— start RECORDS PROVIDED —
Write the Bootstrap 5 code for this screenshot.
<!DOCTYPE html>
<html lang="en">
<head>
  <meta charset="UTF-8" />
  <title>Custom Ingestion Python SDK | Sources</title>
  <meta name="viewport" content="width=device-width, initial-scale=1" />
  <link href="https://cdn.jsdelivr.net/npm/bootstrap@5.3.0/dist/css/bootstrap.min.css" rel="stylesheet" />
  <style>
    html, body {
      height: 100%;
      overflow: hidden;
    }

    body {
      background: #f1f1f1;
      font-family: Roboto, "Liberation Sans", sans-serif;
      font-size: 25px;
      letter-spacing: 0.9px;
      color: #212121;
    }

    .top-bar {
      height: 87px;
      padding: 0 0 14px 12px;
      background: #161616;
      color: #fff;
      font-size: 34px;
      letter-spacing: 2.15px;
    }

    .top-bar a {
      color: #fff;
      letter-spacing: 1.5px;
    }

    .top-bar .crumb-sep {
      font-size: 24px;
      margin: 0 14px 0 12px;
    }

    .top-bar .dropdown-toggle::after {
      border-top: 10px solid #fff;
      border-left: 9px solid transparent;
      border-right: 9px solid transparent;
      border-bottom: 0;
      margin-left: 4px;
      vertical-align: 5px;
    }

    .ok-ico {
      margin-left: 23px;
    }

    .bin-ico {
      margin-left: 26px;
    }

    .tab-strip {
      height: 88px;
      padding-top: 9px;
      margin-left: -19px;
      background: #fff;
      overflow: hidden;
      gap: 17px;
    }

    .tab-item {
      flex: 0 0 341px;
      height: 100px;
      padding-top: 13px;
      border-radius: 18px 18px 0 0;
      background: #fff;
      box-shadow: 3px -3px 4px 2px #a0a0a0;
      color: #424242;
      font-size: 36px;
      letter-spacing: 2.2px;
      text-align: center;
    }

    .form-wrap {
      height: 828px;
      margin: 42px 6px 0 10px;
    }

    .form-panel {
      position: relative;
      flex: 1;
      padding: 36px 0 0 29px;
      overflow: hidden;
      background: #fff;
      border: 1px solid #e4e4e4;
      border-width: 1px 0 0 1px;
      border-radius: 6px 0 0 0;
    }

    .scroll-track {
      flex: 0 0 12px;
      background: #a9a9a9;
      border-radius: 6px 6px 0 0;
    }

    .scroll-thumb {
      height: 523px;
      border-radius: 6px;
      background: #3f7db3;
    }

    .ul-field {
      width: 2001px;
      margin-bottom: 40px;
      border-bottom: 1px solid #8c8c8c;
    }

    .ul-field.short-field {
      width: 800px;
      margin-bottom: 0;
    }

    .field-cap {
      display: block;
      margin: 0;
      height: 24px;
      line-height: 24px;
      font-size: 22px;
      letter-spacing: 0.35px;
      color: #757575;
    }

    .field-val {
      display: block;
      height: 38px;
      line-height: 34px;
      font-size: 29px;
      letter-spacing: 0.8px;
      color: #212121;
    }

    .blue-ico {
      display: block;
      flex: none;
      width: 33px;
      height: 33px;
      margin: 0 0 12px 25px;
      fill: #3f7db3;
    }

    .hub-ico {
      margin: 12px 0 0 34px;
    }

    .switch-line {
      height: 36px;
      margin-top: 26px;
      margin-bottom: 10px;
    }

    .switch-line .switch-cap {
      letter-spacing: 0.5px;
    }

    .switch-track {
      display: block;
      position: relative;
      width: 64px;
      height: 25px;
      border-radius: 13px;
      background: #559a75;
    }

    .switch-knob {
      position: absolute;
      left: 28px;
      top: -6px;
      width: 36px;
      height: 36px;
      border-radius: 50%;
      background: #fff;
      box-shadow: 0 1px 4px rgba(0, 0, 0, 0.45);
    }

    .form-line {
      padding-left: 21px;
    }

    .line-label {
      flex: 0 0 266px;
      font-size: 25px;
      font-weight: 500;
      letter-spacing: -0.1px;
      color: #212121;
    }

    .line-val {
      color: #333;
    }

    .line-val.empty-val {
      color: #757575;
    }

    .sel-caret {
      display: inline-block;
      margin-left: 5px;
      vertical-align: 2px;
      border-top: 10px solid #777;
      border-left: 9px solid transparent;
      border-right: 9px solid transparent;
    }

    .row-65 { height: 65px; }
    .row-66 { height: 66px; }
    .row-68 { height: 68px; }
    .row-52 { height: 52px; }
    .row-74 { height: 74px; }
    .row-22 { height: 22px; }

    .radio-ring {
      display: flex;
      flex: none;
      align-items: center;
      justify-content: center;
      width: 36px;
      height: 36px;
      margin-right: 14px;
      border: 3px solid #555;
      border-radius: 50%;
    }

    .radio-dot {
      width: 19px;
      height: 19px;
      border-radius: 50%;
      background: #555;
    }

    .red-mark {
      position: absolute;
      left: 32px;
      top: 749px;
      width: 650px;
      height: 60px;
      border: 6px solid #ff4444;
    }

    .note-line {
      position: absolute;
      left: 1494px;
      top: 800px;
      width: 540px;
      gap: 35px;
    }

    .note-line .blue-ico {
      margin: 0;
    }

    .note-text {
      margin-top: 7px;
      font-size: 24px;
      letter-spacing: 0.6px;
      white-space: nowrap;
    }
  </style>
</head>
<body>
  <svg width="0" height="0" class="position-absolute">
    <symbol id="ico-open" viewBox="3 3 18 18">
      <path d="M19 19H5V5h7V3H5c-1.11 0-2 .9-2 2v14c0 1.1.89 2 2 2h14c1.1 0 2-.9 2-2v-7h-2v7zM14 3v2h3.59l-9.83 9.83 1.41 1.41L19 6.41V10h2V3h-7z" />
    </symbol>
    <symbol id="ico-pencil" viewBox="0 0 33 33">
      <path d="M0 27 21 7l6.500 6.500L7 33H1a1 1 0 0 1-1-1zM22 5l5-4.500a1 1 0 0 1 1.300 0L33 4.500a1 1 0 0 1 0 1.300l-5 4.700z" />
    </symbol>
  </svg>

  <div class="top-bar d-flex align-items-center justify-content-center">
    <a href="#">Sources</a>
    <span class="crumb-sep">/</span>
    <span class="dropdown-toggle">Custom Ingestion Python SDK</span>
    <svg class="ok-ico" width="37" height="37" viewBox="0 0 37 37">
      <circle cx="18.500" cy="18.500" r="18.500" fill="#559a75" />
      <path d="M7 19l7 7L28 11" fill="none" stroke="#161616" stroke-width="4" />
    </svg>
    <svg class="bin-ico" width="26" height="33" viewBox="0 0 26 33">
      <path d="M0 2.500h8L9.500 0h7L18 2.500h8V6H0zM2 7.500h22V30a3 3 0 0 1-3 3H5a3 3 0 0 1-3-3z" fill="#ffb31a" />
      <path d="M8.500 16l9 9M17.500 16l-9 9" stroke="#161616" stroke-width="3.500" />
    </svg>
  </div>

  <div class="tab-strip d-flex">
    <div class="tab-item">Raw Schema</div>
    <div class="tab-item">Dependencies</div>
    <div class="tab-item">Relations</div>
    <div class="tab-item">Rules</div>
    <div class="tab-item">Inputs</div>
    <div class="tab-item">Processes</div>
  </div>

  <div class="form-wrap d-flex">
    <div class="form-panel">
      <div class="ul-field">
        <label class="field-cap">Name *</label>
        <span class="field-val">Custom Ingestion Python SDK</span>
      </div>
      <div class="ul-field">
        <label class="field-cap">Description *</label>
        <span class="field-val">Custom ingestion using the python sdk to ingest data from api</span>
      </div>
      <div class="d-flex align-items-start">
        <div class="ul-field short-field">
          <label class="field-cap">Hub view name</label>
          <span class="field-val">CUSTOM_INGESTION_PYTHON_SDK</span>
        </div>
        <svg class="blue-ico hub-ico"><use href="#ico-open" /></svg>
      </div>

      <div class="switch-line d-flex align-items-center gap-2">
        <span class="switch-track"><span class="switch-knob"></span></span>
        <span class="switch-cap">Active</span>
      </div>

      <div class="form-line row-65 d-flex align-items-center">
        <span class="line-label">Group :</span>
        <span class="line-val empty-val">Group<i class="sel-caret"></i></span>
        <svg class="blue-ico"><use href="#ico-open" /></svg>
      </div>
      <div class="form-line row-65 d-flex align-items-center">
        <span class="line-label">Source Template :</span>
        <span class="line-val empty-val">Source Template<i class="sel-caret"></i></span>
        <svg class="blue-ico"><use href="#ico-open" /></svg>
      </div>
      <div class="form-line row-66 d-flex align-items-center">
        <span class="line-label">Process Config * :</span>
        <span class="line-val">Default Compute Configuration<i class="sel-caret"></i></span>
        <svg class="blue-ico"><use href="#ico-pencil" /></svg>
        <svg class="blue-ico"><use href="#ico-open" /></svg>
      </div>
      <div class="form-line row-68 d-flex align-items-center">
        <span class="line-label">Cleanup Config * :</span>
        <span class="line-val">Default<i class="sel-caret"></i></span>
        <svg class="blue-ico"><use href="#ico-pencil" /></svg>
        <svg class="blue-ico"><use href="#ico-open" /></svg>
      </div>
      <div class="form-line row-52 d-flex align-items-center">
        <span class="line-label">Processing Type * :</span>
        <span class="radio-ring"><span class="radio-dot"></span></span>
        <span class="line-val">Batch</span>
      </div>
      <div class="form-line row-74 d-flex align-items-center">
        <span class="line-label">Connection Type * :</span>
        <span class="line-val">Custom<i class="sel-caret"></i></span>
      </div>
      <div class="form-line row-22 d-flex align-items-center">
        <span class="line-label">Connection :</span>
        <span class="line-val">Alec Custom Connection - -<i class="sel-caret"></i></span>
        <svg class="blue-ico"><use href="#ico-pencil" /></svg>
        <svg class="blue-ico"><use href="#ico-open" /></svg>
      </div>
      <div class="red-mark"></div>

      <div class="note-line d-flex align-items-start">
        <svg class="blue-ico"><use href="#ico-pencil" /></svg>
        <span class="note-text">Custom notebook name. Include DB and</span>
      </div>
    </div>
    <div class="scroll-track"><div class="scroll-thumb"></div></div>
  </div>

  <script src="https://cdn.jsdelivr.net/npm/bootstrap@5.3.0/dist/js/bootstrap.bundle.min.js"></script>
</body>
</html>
— end RECORDS PROVIDED —
— start RECORDS PROVIDED —
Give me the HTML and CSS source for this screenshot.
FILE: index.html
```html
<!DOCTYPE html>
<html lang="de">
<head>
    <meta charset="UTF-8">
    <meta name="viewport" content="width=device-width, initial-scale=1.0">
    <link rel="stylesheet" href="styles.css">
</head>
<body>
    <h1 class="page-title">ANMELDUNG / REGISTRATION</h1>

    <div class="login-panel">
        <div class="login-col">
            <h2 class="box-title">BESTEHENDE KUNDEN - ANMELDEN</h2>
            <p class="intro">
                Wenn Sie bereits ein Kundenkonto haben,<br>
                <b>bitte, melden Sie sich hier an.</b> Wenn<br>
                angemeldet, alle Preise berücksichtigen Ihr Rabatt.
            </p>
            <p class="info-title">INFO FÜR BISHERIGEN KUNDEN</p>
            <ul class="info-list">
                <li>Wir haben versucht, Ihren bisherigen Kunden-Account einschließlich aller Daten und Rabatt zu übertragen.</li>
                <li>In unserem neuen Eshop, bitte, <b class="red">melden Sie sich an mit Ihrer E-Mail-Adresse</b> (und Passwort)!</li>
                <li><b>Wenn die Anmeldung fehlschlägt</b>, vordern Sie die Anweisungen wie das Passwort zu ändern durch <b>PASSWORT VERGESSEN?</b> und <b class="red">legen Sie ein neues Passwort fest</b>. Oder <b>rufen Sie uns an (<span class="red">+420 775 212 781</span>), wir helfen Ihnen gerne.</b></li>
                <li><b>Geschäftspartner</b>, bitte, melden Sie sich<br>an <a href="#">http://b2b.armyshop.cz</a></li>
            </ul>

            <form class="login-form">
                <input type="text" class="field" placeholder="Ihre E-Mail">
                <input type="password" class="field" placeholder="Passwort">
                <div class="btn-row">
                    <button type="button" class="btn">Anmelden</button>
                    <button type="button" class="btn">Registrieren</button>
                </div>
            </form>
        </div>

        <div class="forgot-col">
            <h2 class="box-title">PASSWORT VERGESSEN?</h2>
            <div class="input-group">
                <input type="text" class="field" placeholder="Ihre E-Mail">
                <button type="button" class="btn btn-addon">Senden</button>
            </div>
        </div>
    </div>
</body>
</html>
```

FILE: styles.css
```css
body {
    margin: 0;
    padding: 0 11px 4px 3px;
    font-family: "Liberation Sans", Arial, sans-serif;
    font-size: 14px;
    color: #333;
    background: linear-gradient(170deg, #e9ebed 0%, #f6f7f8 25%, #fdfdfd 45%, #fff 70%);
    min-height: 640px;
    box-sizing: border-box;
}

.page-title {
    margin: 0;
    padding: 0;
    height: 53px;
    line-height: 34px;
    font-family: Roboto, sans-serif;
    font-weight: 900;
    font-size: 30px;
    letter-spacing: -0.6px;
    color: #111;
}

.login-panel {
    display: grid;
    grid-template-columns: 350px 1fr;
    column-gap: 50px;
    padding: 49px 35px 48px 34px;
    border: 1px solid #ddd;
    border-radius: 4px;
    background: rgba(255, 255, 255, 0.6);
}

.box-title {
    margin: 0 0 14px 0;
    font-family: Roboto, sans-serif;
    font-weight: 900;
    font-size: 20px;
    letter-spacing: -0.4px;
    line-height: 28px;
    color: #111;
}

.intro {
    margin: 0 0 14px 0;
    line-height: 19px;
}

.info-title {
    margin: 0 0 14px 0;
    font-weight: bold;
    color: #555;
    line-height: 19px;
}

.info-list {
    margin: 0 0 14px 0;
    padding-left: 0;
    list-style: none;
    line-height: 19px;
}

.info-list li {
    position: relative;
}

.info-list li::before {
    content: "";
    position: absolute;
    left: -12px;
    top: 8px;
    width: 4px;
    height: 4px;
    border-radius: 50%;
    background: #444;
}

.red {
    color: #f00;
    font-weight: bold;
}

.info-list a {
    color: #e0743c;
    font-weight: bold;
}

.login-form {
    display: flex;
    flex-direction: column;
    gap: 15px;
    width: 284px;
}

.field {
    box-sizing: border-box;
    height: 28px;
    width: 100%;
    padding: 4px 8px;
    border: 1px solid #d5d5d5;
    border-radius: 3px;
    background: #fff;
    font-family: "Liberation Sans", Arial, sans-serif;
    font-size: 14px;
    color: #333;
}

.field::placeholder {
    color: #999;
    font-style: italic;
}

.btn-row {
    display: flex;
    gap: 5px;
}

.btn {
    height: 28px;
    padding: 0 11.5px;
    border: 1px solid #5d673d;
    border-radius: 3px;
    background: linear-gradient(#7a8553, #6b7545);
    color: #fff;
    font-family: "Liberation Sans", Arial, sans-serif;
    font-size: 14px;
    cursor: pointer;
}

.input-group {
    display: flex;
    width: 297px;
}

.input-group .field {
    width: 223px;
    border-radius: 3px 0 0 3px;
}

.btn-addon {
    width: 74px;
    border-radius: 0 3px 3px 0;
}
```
— end RECORDS PROVIDED —
### GOAL
Scan the material above. Extract every line in which the word "screenshot" occurs.

### ANSWER IN FULL
Write the Bootstrap 5 code for this screenshot.
Give me the HTML and CSS source for this screenshot.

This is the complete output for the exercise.